Transcribe each line of the material as it is, and drop any picture.
---
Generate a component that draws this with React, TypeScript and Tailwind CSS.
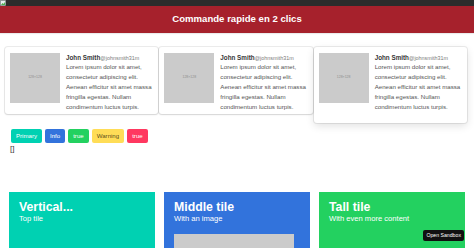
import React from "react";

const buttons = [
  { label: "Primary", cls: "bg-[#00d1b2] text-white" },
  { label: "Info", cls: "bg-[#3273dc] text-white" },
  { label: "true", cls: "bg-[#23d160] text-white" },
  { label: "Warning", cls: "bg-[#ffdd57] text-[rgba(0,0,0,0.7)]" },
  { label: "true", cls: "bg-[#ff3860] text-white" },
];

function Card({ tall = false }: { tall?: boolean }) {
  return (
    <div
      className={
        "bg-white rounded-[3px] flex gap-[6px] pl-[5px] pt-[6px] " +
        (tall
          ? "h-[76px] shadow-[0_3px_8px_rgba(10,10,10,0.12),0_0_0_1px_rgba(10,10,10,0.08)]"
          : "h-[67px] shadow-[0_1px_2px_rgba(10,10,10,0.1),0_0_0_1px_rgba(10,10,10,0.08)]")
      }
    >
      <div className="w-[50px] h-[50px] shrink-0 bg-[#cbcbcb] flex items-center justify-center text-[3.5px] text-[#8f8f8f]">
        128×128
      </div>
      <div className="text-[6.15px] leading-[10px] text-[#555] pt-px">
        <p className="leading-[7px]">
          <strong className="text-[#363636] text-[6.3px]">John Smith</strong>
          <small className="text-[5.4px] text-[#7a7a7a]">@johnsmith31m</small>
        </p>
        <p>
          Lorem ipsum dolor sit amet,
          <br />
          consectetur adipiscing elit.
          <br />
          Aenean efficitur sit amet massa
          <br />
          fringilla egestas. Nullam
          <br />
          condimentum luctus turpis.
        </p>
      </div>
    </div>
  );
}

export default function App() {
  return (
    <div className="relative w-[474px] h-[248px] overflow-hidden bg-white font-['Liberation_Sans',Arial,sans-serif]">
      {/* barre du haut */}
      <div className="h-[6px] bg-[#2c2c2c]">
        <svg width="6" height="6" viewBox="0 0 6 6">
          <rect x="0.5" y="0.5" width="5" height="5" fill="#e8eef0" stroke="#9aa" strokeWidth="0.5" />
          <path d="M1 5 L2.5 3 L3.5 4 L5 2 L5 5 Z" fill="#4caf50" />
        </svg>
      </div>

      {/* bandeau rouge */}
      <div className="h-[27px] bg-[#a6212c] flex items-center justify-center text-white font-bold text-[9.6px] shadow-[0_1px_1px_rgba(0,0,0,0.08)]">
        Commande rapide en 2 clics
      </div>

      {/* cartes */}
      <div className="grid grid-cols-3 gap-px items-start pt-[14px] pl-[5px] pr-[7px]">
        <Card />
        <Card />
        <Card tall />
      </div>

      {/* boutons */}
      <div className="flex gap-[3px] pl-[11px] pt-[6px]">
        {buttons.map((b, i) => (
          <button
            key={i}
            className={"h-[14px] px-[5px] rounded-[2px] text-[6.1px] leading-none " + b.cls}
          >
            {b.label}
          </button>
        ))}
      </div>
      <div className="pl-[10px] pt-[1px] text-[8px] leading-[10px] text-[#363636]">[]</div>

      {/* tuiles */}
      <div className="flex gap-[9px] pl-[9px] pt-[38px]">
        <div className="w-[146px] h-[90px] bg-[#00d1b2] text-white pl-[10px] pr-[16px] pt-[8px]">
          <p className="text-[12.3px] font-bold leading-[14px]">Vertical...</p>
          <p className="text-[7.6px] leading-[10px]">Top tile</p>
        </div>
        <div className="w-[146px] h-[90px] bg-[#3273dc] text-white pl-[10px] pr-[16px] pt-[8px]">
          <p className="text-[12.3px] font-bold leading-[14px]">Middle tile</p>
          <p className="text-[7.6px] leading-[10px]">With an image</p>
          <div className="mt-[10px] h-[60px] bg-[#cbcbcb]" />
        </div>
        <div className="w-[146px] h-[90px] bg-[#23d160] text-white pl-[10px] pr-[16px] pt-[8px]">
          <p className="text-[12.3px] font-bold leading-[14px]">Tall tile</p>
          <p className="text-[7.6px] leading-[10px]">With even more content</p>
        </div>
      </div>

      <div className="absolute right-[10px] bottom-[7px] bg-[#111] text-white text-[5.2px] leading-none px-[3px] py-[3px] rounded-[2px]">
        Open Sandbox
      </div>
    </div>
  );
}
---
- _Expected output_:
Generate a component that draws this with React, TypeScript and Tailwind CSS.
import React from "react";

const buttons = [
  { label: "Primary", cls: "bg-[#00d1b2] text-white" },
  { label: "Info", cls: "bg-[#3273dc] text-white" },
  { label: "true", cls: "bg-[#23d160] text-white" },
  { label: "Warning", cls: "bg-[#ffdd57] text-[rgba(0,0,0,0.7)]" },
  { label: "true", cls: "bg-[#ff3860] text-white" },
];

function Card({ tall = false }: { tall?: boolean }) {
  return (
    <div
      className={
        "bg-white rounded-[3px] flex gap-[6px] pl-[5px] pt-[6px] " +
        (tall
          ? "h-[76px] shadow-[0_3px_8px_rgba(10,10,10,0.12),0_0_0_1px_rgba(10,10,10,0.08)]"
          : "h-[67px] shadow-[0_1px_2px_rgba(10,10,10,0.1),0_0_0_1px_rgba(10,10,10,0.08)]")
      }
    >
      <div className="w-[50px] h-[50px] shrink-0 bg-[#cbcbcb] flex items-center justify-center text-[3.5px] text-[#8f8f8f]">
        128×128
      </div>
      <div className="text-[6.15px] leading-[10px] text-[#555] pt-px">
        <p className="leading-[7px]">
          <strong className="text-[#363636] text-[6.3px]">John Smith</strong>
          <small className="text-[5.4px] text-[#7a7a7a]">@johnsmith31m</small>
        </p>
        <p>
          Lorem ipsum dolor sit amet,
          <br />
          consectetur adipiscing elit.
          <br />
          Aenean efficitur sit amet massa
          <br />
          fringilla egestas. Nullam
          <br />
          condimentum luctus turpis.
        </p>
      </div>
    </div>
  );
}

export default function App() {
  return (
    <div className="relative w-[474px] h-[248px] overflow-hidden bg-white font-['Liberation_Sans',Arial,sans-serif]">
      {/* barre du haut */}
      <div className="h-[6px] bg-[#2c2c2c]">
        <svg width="6" height="6" viewBox="0 0 6 6">
          <rect x="0.5" y="0.5" width="5" height="5" fill="#e8eef0" stroke="#9aa" strokeWidth="0.5" />
          <path d="M1 5 L2.5 3 L3.5 4 L5 2 L5 5 Z" fill="#4caf50" />
        </svg>
      </div>

      {/* bandeau rouge */}
      <div className="h-[27px] bg-[#a6212c] flex items-center justify-center text-white font-bold text-[9.6px] shadow-[0_1px_1px_rgba(0,0,0,0.08)]">
        Commande rapide en 2 clics
      </div>

      {/* cartes */}
      <div className="grid grid-cols-3 gap-px items-start pt-[14px] pl-[5px] pr-[7px]">
        <Card />
        <Card />
        <Card tall />
      </div>

      {/* boutons */}
      <div className="flex gap-[3px] pl-[11px] pt-[6px]">
        {buttons.map((b, i) => (
          <button
            key={i}
            className={"h-[14px] px-[5px] rounded-[2px] text-[6.1px] leading-none " + b.cls}
          >
            {b.label}
          </button>
        ))}
      </div>
      <div className="pl-[10px] pt-[1px] text-[8px] leading-[10px] text-[#363636]">[]</div>

      {/* tuiles */}
      <div className="flex gap-[9px] pl-[9px] pt-[38px]">
        <div className="w-[146px] h-[90px] bg-[#00d1b2] text-white pl-[10px] pr-[16px] pt-[8px]">
          <p className="text-[12.3px] font-bold leading-[14px]">Vertical...</p>
          <p className="text-[7.6px] leading-[10px]">Top tile</p>
        </div>
        <div className="w-[146px] h-[90px] bg-[#3273dc] text-white pl-[10px] pr-[16px] pt-[8px]">
          <p className="text-[12.3px] font-bold leading-[14px]">Middle tile</p>
          <p className="text-[7.6px] leading-[10px]">With an image</p>
          <div className="mt-[10px] h-[60px] bg-[#cbcbcb]" />
        </div>
        <div className="w-[146px] h-[90px] bg-[#23d160] text-white pl-[10px] pr-[16px] pt-[8px]">
          <p className="text-[12.3px] font-bold leading-[14px]">Tall tile</p>
          <p className="text-[7.6px] leading-[10px]">With even more content</p>
        </div>
      </div>

      <div className="absolute right-[10px] bottom-[7px] bg-[#111] text-white text-[5.2px] leading-none px-[3px] py-[3px] rounded-[2px]">
        Open Sandbox
      </div>
    </div>
  );
}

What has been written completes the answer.